▶ RECORDS TO PROCESS
╔══
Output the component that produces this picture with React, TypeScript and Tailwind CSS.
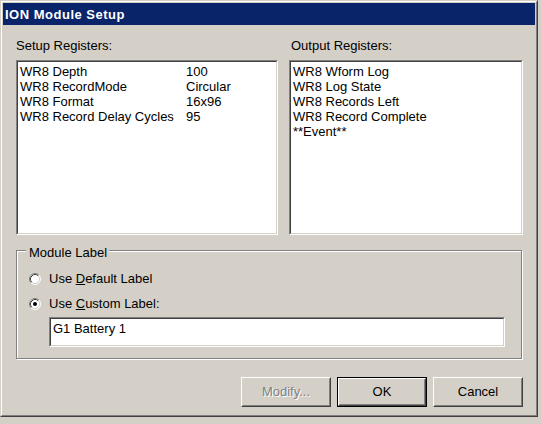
import React from 'react';

const setupRegisters = [
  { name: 'WR8 Depth', value: '100' },
  { name: 'WR8 RecordMode', value: 'Circular' },
  { name: 'WR8 Format', value: '16x96' },
  { name: 'WR8 Record Delay Cycles', value: '95' },
];

const outputRegisters = [
  'WR8 Wform Log',
  'WR8 Log State',
  'WR8 Records Left',
  'WR8 Record Complete',
  '**Event**',
];

// classic sunken 2px border (listbox / edit field)
function Sunken({ className, children }: { className?: string; children?: React.ReactNode }) {
  return (
    <div className={`border border-t-[#808080] border-l-[#808080] border-b-white border-r-white ${className ?? ''}`}>
      <div className="h-full border border-t-[#404040] border-l-[#404040] border-b-[#d4d0c8] border-r-[#d4d0c8] bg-white">
        {children}
      </div>
    </div>
  );
}

function Radio({ checked }: { checked?: boolean }) {
  return (
    <svg width="12" height="12" viewBox="0 0 12 12" className="shrink-0">
      <circle cx="6" cy="6" r="5" fill="#fff" />
      <path d="M2.11 9.89 A5.5 5.5 0 0 1 9.89 2.11" fill="none" stroke="#808080" strokeWidth="1" />
      <path d="M9.89 2.11 A5.5 5.5 0 0 1 2.11 9.89" fill="none" stroke="#ffffff" strokeWidth="1" />
      <path d="M2.82 9.18 A4.5 4.5 0 0 1 9.18 2.82" fill="none" stroke="#404040" strokeWidth="1" />
      <path d="M9.18 2.82 A4.5 4.5 0 0 1 2.82 9.18" fill="none" stroke="#d4d0c8" strokeWidth="1" />
      {checked && <circle cx="6" cy="6" r="2" fill="#000" />}
    </svg>
  );
}

function Button({ label, isDefault, disabled }: { label: string; isDefault?: boolean; disabled?: boolean }) {
  const inner = (
    <div className="h-full border border-t-white border-l-white border-b-[#404040] border-r-[#404040]">
      <div className="flex h-full items-center justify-center border border-t-[#d4d0c8] border-l-[#d4d0c8] border-b-[#808080] border-r-[#808080] pb-[1px]">
        <span className={disabled ? 'text-[#808080] [text-shadow:1px_1px_0_#fff]' : 'text-black'}>{label}</span>
      </div>
    </div>
  );
  return (
    <div className={`h-[30px] w-[90px] ${isDefault ? 'border border-black' : ''}`}>
      {inner}
    </div>
  );
}

export default function App() {
  return (
    <div className="min-h-[424px] bg-[#d4d0c8] font-['Liberation_Sans',Arial,sans-serif] text-[13px] leading-[15px] text-black">
      {/* window frame */}
      <div className="h-[417px] w-[538px] border border-t-[#d4d0c8] border-l-[#d4d0c8] border-b-[#404040] border-r-[#404040]">
        <div className="h-full border border-t-white border-l-white border-b-[#808080] border-r-[#808080] p-px">
          {/* title bar */}
          <div className="flex h-[22px] items-center bg-[#0a246a] pl-[2px] font-bold tracking-[0.5px] text-white">
            ION Module Setup
          </div>

          <div className="pl-[13px] pr-[12px] pt-[13px]">
            <div className="grid grid-cols-[262px_234px] gap-x-[11px]">
              <div>
                <div className="mb-[7px] h-[15px]">Setup Registers:</div>
                <Sunken className="h-[175px]">
                  <div className="pl-[2px] pt-[2px]">
                    {setupRegisters.map((r) => (
                      <div key={r.name} className="flex">
                        <span className="w-[166px]">{r.name}</span>
                        <span>{r.value}</span>
                      </div>
                    ))}
                  </div>
                </Sunken>
              </div>
              <div>
                <div className="mb-[7px] h-[15px] pl-[2px]">Output Registers:</div>
                <Sunken className="h-[175px]">
                  <div className="pl-[2px] pt-[2px]">
                    {outputRegisters.map((r) => (
                      <div key={r}>{r}</div>
                    ))}
                  </div>
                </Sunken>
              </div>
            </div>

            {/* Module Label group */}
            <div className="relative mr-[1px] mt-[15px] h-[109px] border border-[#808080] shadow-[inset_1px_1px_0_#fff,1px_1px_0_#fff]">
              <span className="absolute left-[9px] top-[-6px] bg-[#d4d0c8] pl-[3px] pr-[2px]">Module Label</span>
              <div className="pl-[12px] pt-[20px]">
                <div className="flex h-[15px] items-center gap-[8px]">
                  <Radio />
                  <span>
                    Use <span className="underline">D</span>efault Label
                  </span>
                </div>
                <div className="mt-[10px] flex h-[15px] items-center gap-[8px]">
                  <Radio checked />
                  <span>
                    Use <span className="underline">C</span>ustom Label:
                  </span>
                </div>
              </div>
              <div className="ml-[32px] mr-[16px] mt-[6px]">
                <Sunken className="h-[30px]">
                  <div className="pl-[2px] pt-[2px]">G1 Battery 1</div>
                </Sunken>
              </div>
            </div>

            {/* buttons */}
            <div className="mt-[18px] flex justify-end gap-[6px]">
              <Button label="Modify..." disabled />
              <Button label="OK" isDefault />
              <Button label="Cancel" />
            </div>
          </div>
        </div>
      </div>
    </div>
  );
}
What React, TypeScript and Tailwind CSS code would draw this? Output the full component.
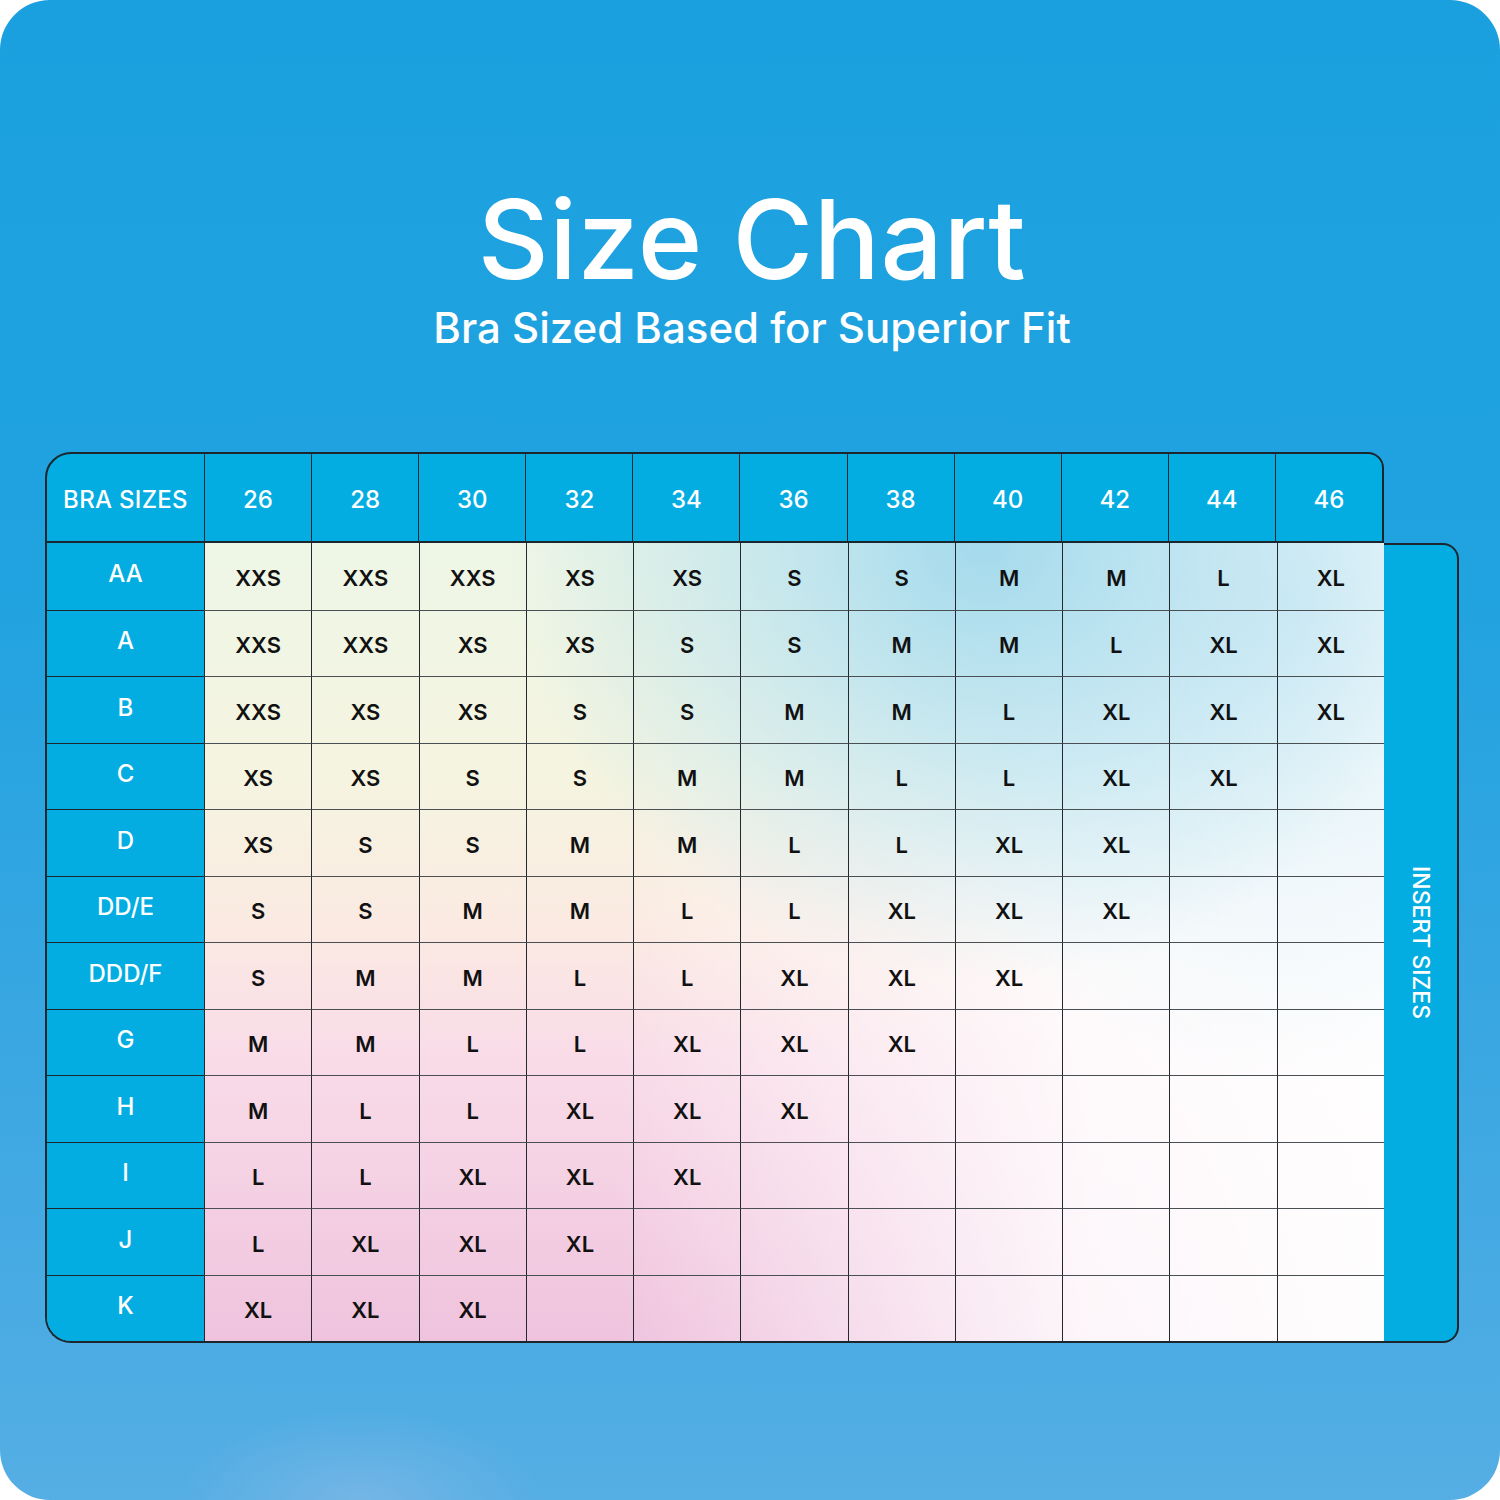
const COLS = ["26", "28", "30", "32", "34", "36", "38", "40", "42", "44", "46"];

const ROWS: { cup: string; sizes: string[] }[] = [
  { cup: "AA", sizes: ["XXS", "XXS", "XXS", "XS", "XS", "S", "S", "M", "M", "L", "XL"] },
  { cup: "A", sizes: ["XXS", "XXS", "XS", "XS", "S", "S", "M", "M", "L", "XL", "XL"] },
  { cup: "B", sizes: ["XXS", "XS", "XS", "S", "S", "M", "M", "L", "XL", "XL", "XL"] },
  { cup: "C", sizes: ["XS", "XS", "S", "S", "M", "M", "L", "L", "XL", "XL"] },
  { cup: "D", sizes: ["XS", "S", "S", "M", "M", "L", "L", "XL", "XL"] },
  { cup: "DD/E", sizes: ["S", "S", "M", "M", "L", "L", "XL", "XL", "XL"] },
  { cup: "DDD/F", sizes: ["S", "M", "M", "L", "L", "XL", "XL", "XL"] },
  { cup: "G", sizes: ["M", "M", "L", "L", "XL", "XL", "XL"] },
  { cup: "H", sizes: ["M", "L", "L", "XL", "XL", "XL"] },
  { cup: "I", sizes: ["L", "L", "XL", "XL", "XL"] },
  { cup: "J", sizes: ["L", "XL", "XL", "XL"] },
  { cup: "K", sizes: ["XL", "XL", "XL"] },
];

export default function App() {
  return (
    <div className="h-[1500px] w-[1500px] bg-white font-['Inter','Liberation_Sans',sans-serif]">
      <div className="flex h-full w-full flex-col rounded-[50px] bg-[image:radial-gradient(ellipse_12%_6%_at_24%_100%,rgba(175,195,232,0.35),rgba(175,195,232,0)),linear-gradient(180deg,#1ba0df_0%,#21a3e0_40%,#3aa7e2_70%,#55aee4_100%)] pl-[45px] pt-[184px]">
        {/* Heading */}
        <div className="flex w-[1414px] flex-col items-center text-white">
          <h1 className="text-[110px] font-medium leading-none tracking-[0.5px]">Size Chart</h1>
          <p className="mt-[13px] text-[42px] font-medium leading-none">Bra Sized Based for Superior Fit</p>
        </div>

        {/* Header row */}
        <div className="mt-[103px] flex h-[91px] w-[1339px] rounded-tl-[26px] rounded-tr-[16px] border-2 border-[#1c262d] bg-[#03ade1] pt-[4px] text-[24px] font-medium text-white">
          <div className="flex w-[157px] shrink-0 items-center justify-center tracking-[0.3px]">BRA SIZES</div>
          <div className="grid flex-1 grid-cols-11">
            {COLS.map((c) => (
              <div key={c} className="-mt-[4px] flex items-center justify-center border-l border-[#1c262d] pt-[4px]">
                {c}
              </div>
            ))}
          </div>
        </div>

        <div className="flex">
          {/* Body */}
          <div className="flex h-[800px] w-[1339px] overflow-hidden rounded-bl-[26px] border-b-2 border-l-2 border-[#1c262d]">
            <div className="grid w-[157px] shrink-0 grid-rows-[repeat(12,1fr)] bg-[#03ade1] text-[24px] font-medium text-white">
              {ROWS.map((r, i) => (
                <div
                  key={r.cup}
                  className={`flex items-center justify-center pb-[4px] ${i > 0 ? "border-t border-[#1c262d]" : ""}`}
                >
                  {r.cup}
                </div>
              ))}
            </div>
            <div className="grid flex-1 grid-cols-11 grid-rows-[repeat(12,1fr)] bg-[image:radial-gradient(ellipse_40%_55%_at_66%_0%,rgba(164,218,236,1),rgba(164,218,236,0)),radial-gradient(ellipse_35%_60%_at_92%_8%,rgba(214,237,246,0.85),rgba(214,237,246,0)),linear-gradient(90deg,rgba(255,255,255,0)_35%,rgba(255,255,255,0.85)_75%,rgba(255,255,255,0.97)_100%),linear-gradient(180deg,#eef6e6_0%,#f5f4e0_30%,#fbeae2_48%,#f9dce8_64%,#efc3de_100%)] text-[22px] font-semibold text-[#111]">
              {ROWS.map((r, i) =>
                COLS.map((c, j) => (
                  <div
                    key={`${r.cup}-${c}`}
                    className={`flex items-center justify-center border-l border-[#23292e] pt-[5px] ${i > 0 ? "border-t border-t-[#4a4f54]" : ""}`}
                  >
                    {r.sizes[j] ?? ""}
                  </div>
                )),
              )}
            </div>
          </div>

          {/* Insert sizes band */}
          <div className="flex h-[800px] w-[75px] items-center justify-center rounded-r-[16px] border-y-2 border-r-2 border-[#1c262d] bg-[#03ade1]">
            <span className="text-[23px] font-medium text-white [writing-mode:vertical-rl]">INSERT SIZES</span>
          </div>
        </div>
      </div>
    </div>
  );
}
╚══
▶ AIM
Set the lines above down again, word for word, from the first through the one containing "import React from 'react';"; pictures excluded.

▶ THE RESPONSE
Output the component that produces this picture with React, TypeScript and Tailwind CSS.
import React from 'react';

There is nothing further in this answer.